Compared to model_all and model_forward, model_backward is slightly better since its error is slightly smaller than error of model_all and model_forward. Therefore we use model_backward for the next steps.
Based on regression analysis we found that all variables have significant impact to happiness score, in which in the detail as followed :
- GDP –> increasing of 1 unit of log GDP increase 0.74 of happiness score. The higher GDP, the highe happiness rate of that country.
- social support –> increasing of 1 unit of social support increase 1.1 of happiness score. The more social support given by people the more happiness they will get.
- healthy life expectancy –> increasing of 1 unit of healthy life expectancy increase 1.08 of happiness score. When healthy life expectancy get higher the happier people become.
- freedom –> increasing of 1 unit of freedom increase 1.5 of happiness score. Obviously, when people free in making choice they will get happier.
- corruption –> increasing of 1 unit of corruption increase 1.1 of happiness score. Perception of corruption has postive impact to the happiness.

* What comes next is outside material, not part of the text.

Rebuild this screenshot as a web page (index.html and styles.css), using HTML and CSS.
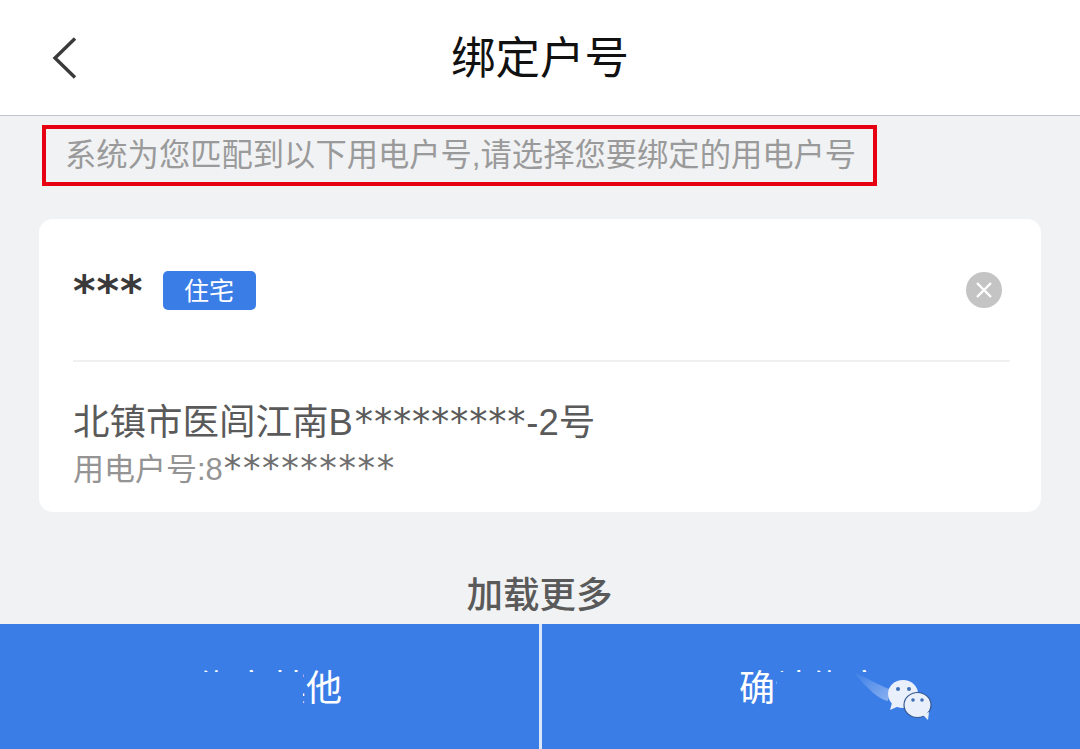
FILE: index.html
```html
<!DOCTYPE html>
<html lang="zh-CN">
<head>
<meta charset="utf-8">
<title>绑定户号</title>
<link rel="stylesheet" href="styles.css">
</head>
<body>
<div class="page">
  <header class="topbar">
    <svg class="back" width="26" height="44" viewBox="0 0 26 44"><path d="M23 2.500 3 22l20 19.500" fill="none" stroke="#3a3a3a" stroke-width="3.400"/></svg>
    <h1 class="title">绑定户号</h1>
  </header>
  <div class="notice">系统为您匹配到以下用电户号,请选择您要绑定的用电户号</div>
  <section class="card">
    <div class="card-head">
      <span class="name">***</span>
      <span class="tag">住宅</span>
      <svg class="close" width="36" height="36" viewBox="0 0 36 36"><circle cx="18" cy="18" r="18" fill="#c4c4c4"/><path d="M11 11l14 14M25 11l-14 14" stroke="#fff" stroke-width="2.400"/></svg>
    </div>
    <div class="card-body">
      <div class="address">北镇市医闾江南B<span class="stars">*********</span>-2号</div>
      <div class="account">用电户号:8<span class="stars-small">*********</span></div>
    </div>
  </section>
  <div class="more">加载更多</div>
  <footer class="actions">
    <div class="action action-left">绑定其他<span class="mask mask-left"></span></div>
    <div class="action action-right">确认绑定<span class="mask mask-right"></span></div>
    <svg class="mark" width="160" height="70" viewBox="0 0 160 70">
      <defs>
        <linearGradient id="streak" x1="0" y1="0" x2="1" y2="1">
          <stop offset="0" stop-color="#fff" stop-opacity="0"/>
          <stop offset="1" stop-color="#fff" stop-opacity=".4"/>
        </linearGradient>
      </defs>
      <path d="M37 9C50 14 62 22 73 26L72 38C62 36 52 26 37 9Z" fill="url(#streak)"/>
      <ellipse cx="87" cy="31" rx="15" ry="14" fill="#e9f0fb"/>
      <path d="M76 40l-2 7 9-4z" fill="#e9f0fb"/>
      <ellipse cx="101.500" cy="42" rx="13.500" ry="12.500" fill="#e9f0fb" stroke="#33588f" stroke-width="1.200"/>
      <path d="M107 52l5 5 1-8z" fill="#e9f0fb"/>
      <circle cx="82" cy="26" r="2" fill="#3f6fb5"/><circle cx="93" cy="26" r="2" fill="#3f6fb5"/>
      <circle cx="97" cy="37" r="1.800" fill="#3f6fb5"/><circle cx="106" cy="37" r="1.800" fill="#3f6fb5"/>
    </svg>
  </footer>
</div>
</body>
</html>
```
FILE: styles.css
```css
* { box-sizing: border-box; }
html, body { margin: 0; padding: 0; }
body {
  width: 1080px;
  height: 749px;
  overflow: hidden;
  font-family: "Liberation Sans", "Noto Sans CJK SC", sans-serif;
}
.page {
  display: flex;
  flex-direction: column;
  height: 749px;
  background: #f1f2f4;
}
.topbar {
  position: relative;
  flex: none;
  height: 116px;
  display: flex;
  align-items: center;
  justify-content: center;
  background: #fff;
  border-bottom: 1px solid #bfc3cf;
}
.back { position: absolute; left: 52px; top: 36px; }
.title {
  margin: 2px 0 0;
  font-size: 44.500px;
  font-weight: 400;
  line-height: 60px;
  color: #111;
}
.notice {
  flex: none;
  align-self: flex-start;
  width: 835px;
  height: 61px;
  margin: 9px 0 0 42px;
  padding-left: 19px;
  border: 4px solid #e60012;
  font-size: 31.300px;
  line-height: 53px;
  color: #9a9a9a;
  white-space: nowrap;
}
.card {
  flex: none;
  width: 1002px;
  height: 293px;
  margin: 33px 0 0 39px;
  padding: 0 31px 0 34px;
  background: #fff;
  border-radius: 14px;
}
.card-head {
  display: flex;
  align-items: center;
  height: 143px;
  border-bottom: 2px solid #f0f0f0;
}
.name {
  width: 90px;
  padding-top: 3px;
  font-family: "DejaVu Sans", sans-serif;
  font-size: 43px;
  font-weight: 700;
  line-height: 50px;
  letter-spacing: 1px;
  color: #3a3a3a;
}
.tag {
  width: 93px;
  height: 39px;
  margin-top: 1px;
  background: #3b7de6;
  border-radius: 5px;
  color: #fff;
  font-size: 25px;
  line-height: 41px;
  text-indent: -1px;
  text-align: center;
}
.close { margin-left: auto; margin-right: 8px; }
.card-body { padding-top: 38px; }
.address {
  font-size: 36.500px;
  line-height: 46px;
  color: #5a5a5a;
  white-space: nowrap;
}
.stars {
  font-family: "DejaVu Sans", sans-serif;
  letter-spacing: 0.800px;
  margin-left: 2px;
}
.stars-small {
  font-family: "DejaVu Sans", sans-serif;
  font-size: 35px;
  line-height: 1;
  letter-spacing: 1.600px;
  margin-left: 1px;
  color: #6f6f6f;
}
.account {
  margin-top: 1px;
  font-size: 31px;
  line-height: 46px;
  color: #949494;
  white-space: nowrap;
}
.more {
  flex: none;
  margin-top: 57px;
  height: 55px;
  padding-right: 1px;
  font-size: 36.500px;
  line-height: 54px;
  font-weight: 500;
  text-align: center;
  color: #5a5a5a;
}
.actions {
  position: relative;
  flex: 1;
  display: grid;
  grid-template-columns: 539px 1fr;
  column-gap: 3px;
  background: #dbe6f8;
}
.action {
  position: relative;
  background: #3b7de6;
  color: #fff;
  font-size: 36px;
  line-height: 130px;
  white-space: nowrap;
}
.action-left { padding-left: 198px; }
.action-right { padding-left: 197px; }
.mask { position: absolute; background: #3b7de6; }
.mask-left { left: 185px; top: 48px; width: 118px; height: 62px; }
.mask-right { left: 235px; top: 48px; width: 122px; height: 62px; }
.mark { position: absolute; left: 816px; top: 39px; }
```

However compared to other variables (based on p-value score), this has smallest impact to the happiness.
using Shapiro test : - Hypothesis:
- H0: Residuals are distributed normally
- H1: Residuals are not distribute normally
##
## Shapiro-Wilk normality test
##
## data: model_backward$residuals
## W = 0.98147, p-value = 0.03426
The test result shows that the residuals of model are not distributed normally (p-value < 0.05). As the consequence the model can lead to bias therefore this model is needed to be improved by normalizing the error distribution by using scale or normalization.
The model should have homoscedasticity in the varians of residual.
## integer(0)
##
## studentized Breusch-Pagan test
##
## data: model_backward
## BP = 16.115, df = 5, p-value = 0.006523
Hypothesis:
- H0: Data residual Homogen - H1: Data residual Heteros
based on the result test, the residual model is heterscedasticity (p-value < 0.05).

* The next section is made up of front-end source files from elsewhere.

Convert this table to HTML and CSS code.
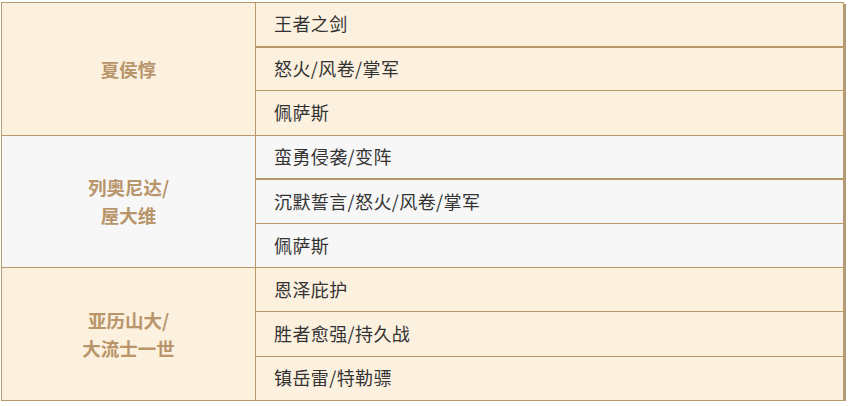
FILE: index.html
```html
<!DOCTYPE html>
<html lang="zh">
<head>
<meta charset="utf-8">
<link rel="stylesheet" href="styles.css">
</head>
<body>
<table class="skills">
  <tbody class="grp cream">
    <tr class="first"><th rowspan="3">夏侯惇</th><td>王者之剑</td></tr>
    <tr><td>怒火/风卷/掌军</td></tr>
    <tr><td>佩萨斯</td></tr>
  </tbody>
  <tbody class="grp grey">
    <tr class="first"><th rowspan="3">列奥尼达/<br>屋大维</th><td>蛮勇侵袭/变阵</td></tr>
    <tr><td>沉默誓言/怒火/风卷/掌军</td></tr>
    <tr><td>佩萨斯</td></tr>
  </tbody>
  <tbody class="grp cream third">
    <tr class="first"><th rowspan="3">亚历山大/<br>大流士一世</th><td>恩泽庇护</td></tr>
    <tr><td>胜者愈强/持久战</td></tr>
    <tr><td>镇岳雷/特勒骠</td></tr>
  </tbody>
</table>
</body>
</html>
```
FILE: styles.css
```css
html, body {
  margin: 0;
  padding: 0;
  background: #ffffff;
}
body {
  padding: 2px 0 0 1px;
  font-family: "Noto Sans CJK SC", "Noto Sans", sans-serif;
}
.skills {
  width: 843px;
  border-collapse: collapse;
  border: 1px solid #b8996c;
  box-shadow: 2px 2px 0 #b39b7a;
  table-layout: fixed;
}
.skills th {
  width: 253px;
  color: #b8956a;
  font-weight: bold;
  font-size: 18.5px;
  line-height: 28px;
  border: 1px solid #b8996c;
  text-align: center;
  vertical-align: middle;
  padding: 0;
}
.skills td {
  height: 44.2px;
  box-sizing: border-box;
  padding: 0 0 2px 18px;
  font-size: 18px;
  letter-spacing: 0.4px;
  color: #333333;
  border: 1px solid #b8996c;
  text-align: left;
  vertical-align: middle;
}
.skills tr.first td {
  border-bottom: 2px solid #b8996c;
}
.skills .third tr.first td {
  border-bottom: 1px solid #b8996c;
}
.cream th, .cream td {
  background: #fcf0df;
}
.grey th, .grey td {
  background: #f7f7f7;
}
```
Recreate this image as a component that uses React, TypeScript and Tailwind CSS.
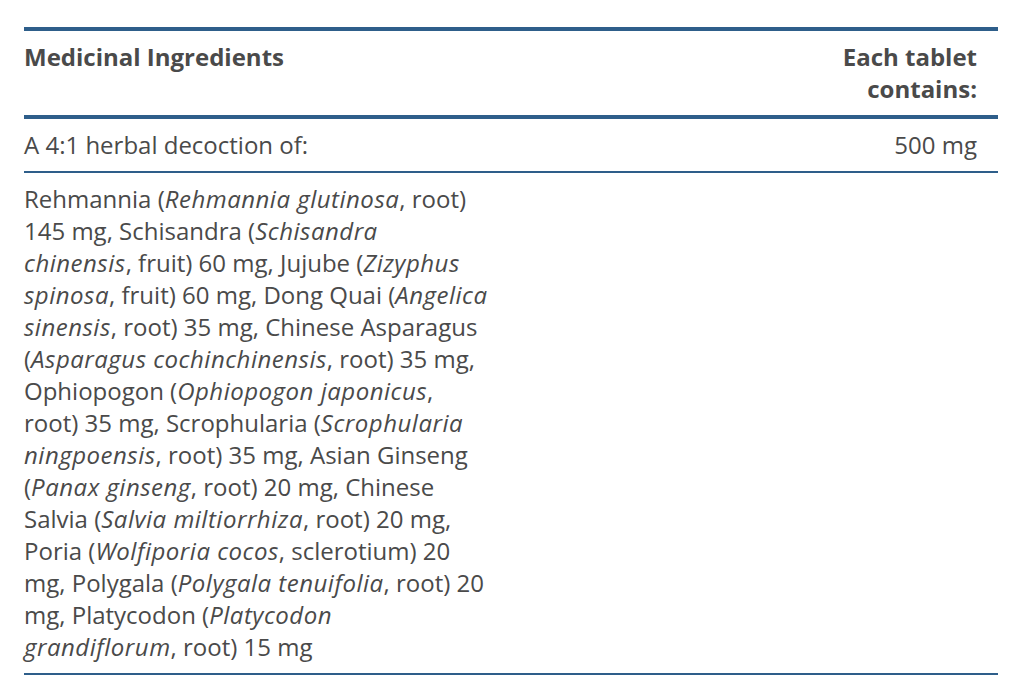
import React from "react";

const I = ({ children }: { children: React.ReactNode }) => (
  <i className="tracking-[0.5px]">{children}</i>
);

export default function App() {
  return (
    <div className="w-[1019px] h-[690px] bg-white pt-[27px] px-[24px]" style={{ fontFamily: '"Open Sans", "Noto Sans", sans-serif' }}>
      <div className="w-[974px] text-[24px] leading-[32px] text-[#4a4a4a]">
        <div className="flex justify-between border-t-4 border-b-4 border-[#2e5e8a] py-[10px] font-bold">
          <div>Medicinal Ingredients</div>
          <div className="w-[170px] text-right pr-[21px]">Each tablet contains:</div>
        </div>
        <div className="flex justify-between border-b-2 border-[#2e5e8a] py-[10px]">
          <div>A 4:1 herbal decoction of:</div>
          <div className="text-right pr-[21px]">500 mg</div>
        </div>
        <div className="flex border-b-2 border-[#2e5e8a] py-[10px]">
          <div className="whitespace-nowrap">
            Rehmannia (<I>Rehmannia glutinosa</I>, root)<br />
            145 mg, Schisandra (<I>Schisandra</I><br />
            <I>chinensis</I>, fruit) 60 mg, Jujube (<I>Zizyphus</I><br />
            <I>spinosa</I>, fruit) 60 mg, Dong Quai (<I>Angelica</I><br />
            <I>sinensis</I>, root) 35 mg, Chinese Asparagus<br />
            (<I>Asparagus cochinchinensis</I>, root) 35 mg,<br />
            Ophiopogon (<I>Ophiopogon japonicus</I>,<br />
            root) 35 mg, Scrophularia (<I>Scrophularia</I><br />
            <I>ningpoensis</I>, root) 35 mg, Asian Ginseng<br />
            (<I>Panax ginseng</I>, root) 20 mg, Chinese<br />
            Salvia (<I>Salvia miltiorrhiza</I>, root) 20 mg,<br />
            Poria (<I>Wolfiporia cocos</I>, sclerotium) 20<br />
            mg, Polygala (<I>Polygala tenuifolia</I>, root) 20<br />
            mg, Platycodon (<I>Platycodon</I><br />
            <I>grandiflorum</I>, root) 15 mg
          </div>
        </div>
      </div>
    </div>
  );
}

We want that our model does not have multicolinearity, we will use vif test to check that. The vif value has to be smaller than 10 to pass the multicolinearity test.
## log_GDP sos_support h_life_exp freedom corruption
## 4.035938 2.733741 3.571591 1.502702 1.325518
Multicolinearity test shows that there is no multicolinearity in the model_backward.
Our model has a good performance in predicting happiness_score based on R-square and error value. However in assumption tests, our model_backward only passed multicolinearity test. The error of model are not distributed normally and there is heteroscedasticity in the model. As a consequence the model could lead into bias when interpretting the model. Therefore the model is needed to be improved by normalizing the error distribution by using scaling or normalization.
Based on regression above, it is important for the government to maintan the economic condition (GDP), give society freedom in making choice, maintain that they have healthy life and provide them with good public health service as well support them with social support and increase their perception about corruption level of the country. In which those variables can make people happier.